Once your chart is populated, review each component critically:

• Envelope spikes: Evaluate insulation, thermal bridges, and air sealing. Consider continuous exterior insulation to damp thermal bridging.
• Window dominance: Review orientation, shading, and potential for replacing glass packages.
• Ventilation dominance: Investigate energy recovery ventilators or demand-controlled ventilation to reduce CFM when occupancy is low.
• Internal gains: Confirm equipment power. Often, lighting upgrades (such as LED retrofits) reduce internal load in cooling season but also remove beneficial heat in heating season, so plan accordingly.

The total BTU number should always be cross-checked with actual equipment performance curves. Heat pumps, for example, deliver fewer BTUs at lower ambient temperatures. A chart that calls for 48,000 BTU/h at 10°F may require a nominal 4-ton cold-climate heat pump that maintains capacity at sub-freezing conditions, not a standard 4-ton unit rated at 47°F.

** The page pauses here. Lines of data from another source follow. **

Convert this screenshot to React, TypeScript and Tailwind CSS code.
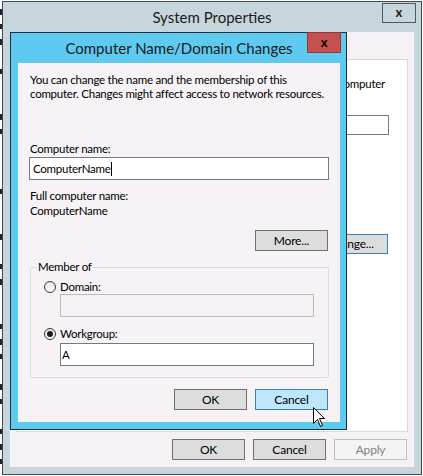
import React from "react";

type ButtonKind = "normal" | "hover" | "default" | "disabled";

const buttonKinds: Record<ButtonKind, string> = {
  normal: "border-[#707070] bg-[#dddddd] text-black",
  hover: "border-[#3c7fb1] bg-[#bee6fd] text-black",
  default: "border-[#3c7fb1] bg-[#dddddd] text-black",
  disabled: "border-[#bfbfbf] bg-[#f4f4f4] text-[#838383]",
};

const WinButton = ({
  label,
  kind = "normal",
  className = "",
}: {
  label: string;
  kind?: ButtonKind;
  className?: string;
}) => (
  <button
    type="button"
    className={`flex h-[21px] w-[73px] shrink-0 items-center justify-center border text-[12px] leading-none tracking-[-0.2px] ${buttonKinds[kind]} ${className}`}
  >
    {label}
  </button>
);

const Radio = ({ checked = false }: { checked?: boolean }) => (
  <span className="flex h-[12px] w-[12px] shrink-0 items-center justify-center rounded-full border border-[#3a3a3a] bg-gradient-to-b from-[#e6e6e6] to-white">
    {checked && <span className="h-[6px] w-[6px] rounded-full bg-[#1b1b1b]" />}
  </span>
);

const TextBox = ({
  value = "",
  caret = false,
  disabled = false,
  className = "",
}: {
  value?: string;
  caret?: boolean;
  disabled?: boolean;
  className?: string;
}) => (
  <div
    className={`flex h-[23px] items-center border pl-[2px] ${
      disabled ? "border-[#bcbcbc] bg-[#f5f1f5]" : "border-[#6f7a84] bg-white"
    } ${className}`}
  >
    <span>{value}</span>
    {caret && <span className="h-[14px] w-px bg-black" />}
  </div>
);

// ink specks from desktop labels showing at the left edge (px heights, 0 = gap)
const specks = [6, 5, 6, 0, 5, 0, 0, 6, 5, 0, 0, 0, 5, 0, 0, 6, 0, 5, 6, 0, 0, 5, 6, 5, 0, 6, 5, 0, 5, 6, 5];

const DesktopSpecks = () => (
  <div className="flex w-[2px] flex-col pt-[4px]">
    {specks.map((h, i) => (
      <div key={i} className="flex h-[15px] items-center justify-end">
        {h > 0 && <span className="w-[2px] bg-[#222]" style={{ height: h }} />}
      </div>
    ))}
  </div>
);

const Cursor = () => (
  <svg width="13" height="21" viewBox="0 0 13 21" className="absolute left-[313px] top-[407px]">
    <path
      d="M0.5 0.5 L0.5 16.5 L4.5 12.5 L7.5 19.5 L9.5 18.5 L6.5 11.5 L11.5 11.5 Z"
      fill="white"
      stroke="black"
      strokeWidth="1"
      strokeLinejoin="miter"
    />
  </svg>
);

export default function App() {
  return (
    <div className="relative h-[476px] w-[423px] overflow-hidden bg-white font-['Lato',sans-serif] text-[11.5px] tracking-[-0.25px] text-black">
      <DesktopSpecks />

      {/* System Properties window */}
      <div className="absolute left-[2px] top-[1px] flex h-[474px] w-[420px] flex-col border border-[#3f4b50] bg-[#c6d6dc] px-[7px] pb-[7px]">
        <div className="relative flex h-[30px] shrink-0 items-center justify-center text-[15px] tracking-normal text-[#1b1b1b]">
          System Properties
          <div className="absolute right-[-2px] top-[1px] flex h-[20px] w-[34px] items-center justify-center border border-[#4d5b61] text-[13px] font-bold">
            x
          </div>
        </div>
        <div className="flex flex-1 flex-col bg-[#f5f1f5] px-[6px] pb-[7px] pt-[27px]">
          <div className="flex h-[373px] flex-col items-end border border-[#d9d9d9] bg-white">
            <div className="mr-[22px] mt-[16px] leading-[15px]">
              Windows uses the following information to identify your computer
            </div>
            <div className="mr-[18px] mt-[24px] h-[20px] w-[260px] border border-[#7a7a7a] bg-white" />
            <WinButton label="Change..." kind="default" className="mr-[19px] mt-[99px] !h-[20px] w-[75px]" />
          </div>
          <div className="mt-[7px] flex justify-end gap-[8px] pr-[1px]">
            <WinButton label="OK" />
            <WinButton label="Cancel" />
            <WinButton label="Apply" kind="disabled" />
          </div>
        </div>
      </div>

      {/* Computer Name/Domain Changes dialog */}
      <div className="absolute left-[10px] top-[32px] flex h-[398px] w-[337px] flex-col border border-[#1d2f3a] bg-[#5ecaf0] pb-[7px] pl-[7px] pr-[6px]">
        <div className="flex h-[30px] shrink-0 items-center justify-center text-[15px] tracking-normal text-[#1b1b1b]">
          Computer Name/Domain Changes
        </div>
        <div className="absolute left-[296px] top-[-1px] flex h-[21px] w-[34px] items-center justify-center border border-[#8a3a3a] bg-[#c75050] text-[13px] font-bold">
          x
        </div>

        <div className="flex flex-1 flex-col bg-[#f6f2f6] px-[11px] pt-[10px]">
          <div className="flex flex-col pl-[1px]">
            <span className="h-[14px] leading-[14px]">You can change the name and the membership of this</span>
            <span className="h-[14px] leading-[14px]">computer. Changes might affect access to network resources.</span>
          </div>

          <div className="mt-[40px] pl-[1px] leading-[15px]">Computer name:</div>
          <TextBox value="ComputerName" caret className="mt-[1px] pl-[3px]" />

          <div className="mt-[8px] pl-[1px] leading-[15px]">Full computer name:</div>
          <div className="pl-[1px] leading-[15px]">ComputerName</div>

          <WinButton label="More..." className="mr-[1px] mt-[12px] self-end" />

          <div className="relative ml-[1px] mt-[16px] flex h-[111px] flex-col rounded-[2px] border border-[#d5dde3] pt-[11px]">
            <span className="absolute left-[6px] top-[-9px] bg-[#f6f2f6] px-[1px] leading-[15px]">Member of</span>
            <label className="ml-[13px] flex h-[15px] items-center gap-[4px]">
              <Radio />
              <span>Domain:</span>
            </label>
            <TextBox disabled className="ml-[29px] w-[254px]" />
            <label className="ml-[13px] mt-[9px] flex h-[15px] items-center gap-[4px]">
              <Radio checked />
              <span>Workgroup:</span>
            </label>
            <TextBox value="A" className="ml-[29px] mt-[2px] w-[254px] !pl-[1px]" />
          </div>

          <div className="mr-[1px] mt-[11px] flex justify-end gap-[8px]">
            <WinButton label="OK" />
            <WinButton label="Cancel" kind="hover" />
          </div>
        </div>
      </div>

      <Cursor />
    </div>
  );
}
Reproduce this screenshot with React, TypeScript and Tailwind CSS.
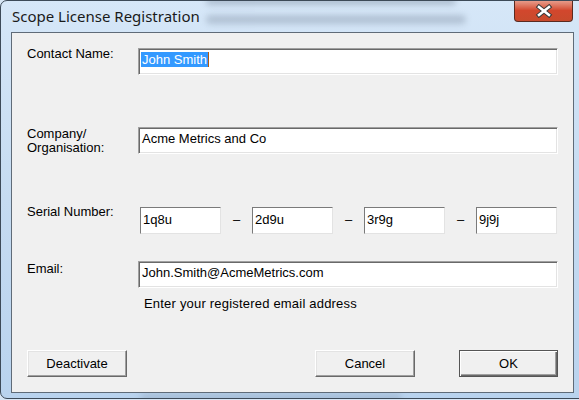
import React from "react";

const sunken =
  "border border-t-[#a0a0a0] border-l-[#a0a0a0] border-b-white border-r-white shadow-[inset_1px_1px_0_#696969,inset_-1px_-1px_0_#e3e3e3] bg-white";

const label = "text-[13px] leading-[14px] text-black";

function Field({ children }: { children?: React.ReactNode }) {
  return (
    <div className={`flex-1 h-[27px] ${sunken} pl-[2px] pt-[3px] text-[13px] leading-[15px] text-black whitespace-nowrap`}>
      {children}
    </div>
  );
}

function SerialBox({ value }: { value: string }) {
  return (
    <div className="w-[81px] h-[27px] border border-t-[#7a7a7a] border-l-[#7a7a7a] border-b-[#e3e3e3] border-r-[#e3e3e3] bg-white pl-[2px] pt-[4px] text-[13px] leading-[15px] text-black">
      {value}
    </div>
  );
}

function Dash() {
  return <div className="w-[31px] flex justify-center text-[13px] leading-[14px] pt-[6px] text-black">–</div>;
}

function Button({ children, primary, className }: { children: React.ReactNode; primary?: boolean; className?: string }) {
  const base = primary
    ? "border border-[#555555] shadow-[inset_1px_1px_0_#ffffff,inset_-1px_-1px_0_#696969,inset_-2px_-2px_0_#a0a0a0]"
    : "border border-t-white border-l-white border-b-[#696969] border-r-[#696969] shadow-[inset_-1px_-1px_0_#a0a0a0,inset_1px_1px_0_#e3e3e3]";
  return (
    <div className={`h-[27px] bg-[#f0f0f0] flex items-center justify-center text-[13px] text-black ${base} ${className ?? ""}`}>
      {children}
    </div>
  );
}

function CloseIcon() {
  return (
    <svg width="18" height="14" viewBox="0 0 18 14">
      <g strokeLinecap="square">
        <line x1="4" y1="3" x2="14" y2="11" stroke="#3a3a3a" strokeWidth="4.6" />
        <line x1="14" y1="3" x2="4" y2="11" stroke="#3a3a3a" strokeWidth="4.6" />
        <line x1="4" y1="3" x2="14" y2="11" stroke="#ffffff" strokeWidth="2.6" />
        <line x1="14" y1="3" x2="4" y2="11" stroke="#ffffff" strokeWidth="2.6" />
      </g>
    </svg>
  );
}

export default function App() {
  return (
    <div
      className="w-[579px] h-[400px] overflow-hidden bg-[#d7e6f5] relative"
      style={{ fontFamily: '"Liberation Sans", Arial, sans-serif' }}
    >
      <div className="relative w-[592px] h-[399px] rounded-[7px] border border-[#3d4a58] bg-gradient-to-b from-[#d6e7f8] via-[#c5dbf1] to-[#b9d3ee] overflow-hidden flex flex-col">
        {/* blurred background shapes seen through the glass frame */}
        <div className="absolute left-[205px] top-[-4px] w-[250px] h-[8px] rounded-full bg-[#7d8ca0] opacity-45 blur-[3px] pointer-events-none" />
        <div className="absolute left-[205px] top-[14px] w-[260px] h-[9px] rounded-full bg-[#7d8ca0] opacity-40 blur-[3px] pointer-events-none" />
        <div className="absolute left-[140px] top-[392px] w-[260px] h-[10px] bg-[#8fa3ba] opacity-40 blur-[3px] pointer-events-none" />

        {/* Title bar */}
        <div className="relative h-[31px] flex justify-between items-start">
          <div
            className="pl-[11px] pt-[5px] text-[15px] leading-[20px] text-[#1a1a1a]"
            style={{ fontFamily: '"Noto Sans", "Open Sans", sans-serif' }}
          >
            Scope License Registration
          </div>
          <div className="mr-[18px] mt-[-1px] w-[59px] h-[22px] rounded-b-[4px] border border-[#5a2a20] border-t-0 bg-gradient-to-b from-[#e8a393] via-[#d2472d] to-[#c84a2c] shadow-[inset_0_1px_0_#f3c1b4] flex items-center justify-center">
            <CloseIcon />
          </div>
        </div>

        {/* Client area */}
        <div className="relative ml-[10px] w-[563px] h-[361px] border border-[#5f6b78] bg-[#f0f0f0] flex flex-col pl-[15px] pr-[15px] pt-[15px] pb-[15px]">
          {/* Contact name */}
          <div className="flex items-start">
            <div className={`${label} w-[111px] mt-[-1px]`}>Contact Name:</div>
            <Field>
              <span className="bg-[#3399ff] text-white px-[1px]">John Smith</span>
              <span className="inline-block w-[1px] h-[15px] bg-[#b05a10] align-top" />
            </Field>
          </div>

          {/* Company */}
          <div className="flex items-start mt-[52px]">
            <div className={`${label} w-[111px]`}>
              Company/
              <br />
              Organisation:
            </div>
            <Field>
              <span className="pl-[1px]">Acme Metrics and Co</span>
            </Field>
          </div>

          {/* Serial */}
          <div className="flex items-start mt-[52px]">
            <div className={`${label} w-[113px] mt-[-2px]`}>Serial Number:</div>
            <div className="flex items-start">
              <SerialBox value="1q8u" />
              <Dash />
              <SerialBox value="2d9u" />
              <Dash />
              <SerialBox value="3r9g" />
              <Dash />
              <SerialBox value="9j9j" />
            </div>
          </div>

          {/* Email */}
          <div className="flex items-start mt-[27px]">
            <div className={`${label} w-[111px] mt-[1px]`}>Email:</div>
            <Field>
              <span className="pl-[1px]">John.Smith@AcmeMetrics.com</span>
            </Field>
          </div>
          <div className={`${label} ml-[117px] mt-[9px] tracking-[0.2px]`}>Enter your registered email address</div>

          {/* Buttons */}
          <div className="mt-auto flex items-center">
            <Button className="w-[100px]">Deactivate</Button>
            <Button className="w-[100px] ml-auto">Cancel</Button>
            <Button primary className="w-[99px] ml-[44px]">
              OK
            </Button>
          </div>
        </div>
      </div>
    </div>
  );
}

10. Producing Professional Documentation

Exporting the chart data is simple: capture the calculated results, note your assumptions, and lock the values to your project file. Include metadata such as the version of the weather file used, the date, and the individuals responsible for the inputs. A professional heat load calculation chart becomes part of the owner’s manual and can be referenced years later when equipment reaches end of life. This transparency enhances trust and makes commissioning smoother.

Finally, remember that heat load charts should be living documents. If a homeowner adds an addition, replaces windows, or installs a new ventilation system, update the chart. The calculator above can be re-run in minutes, ensuring that your documentation remains aligned with reality and that future HVAC investments match actual needs.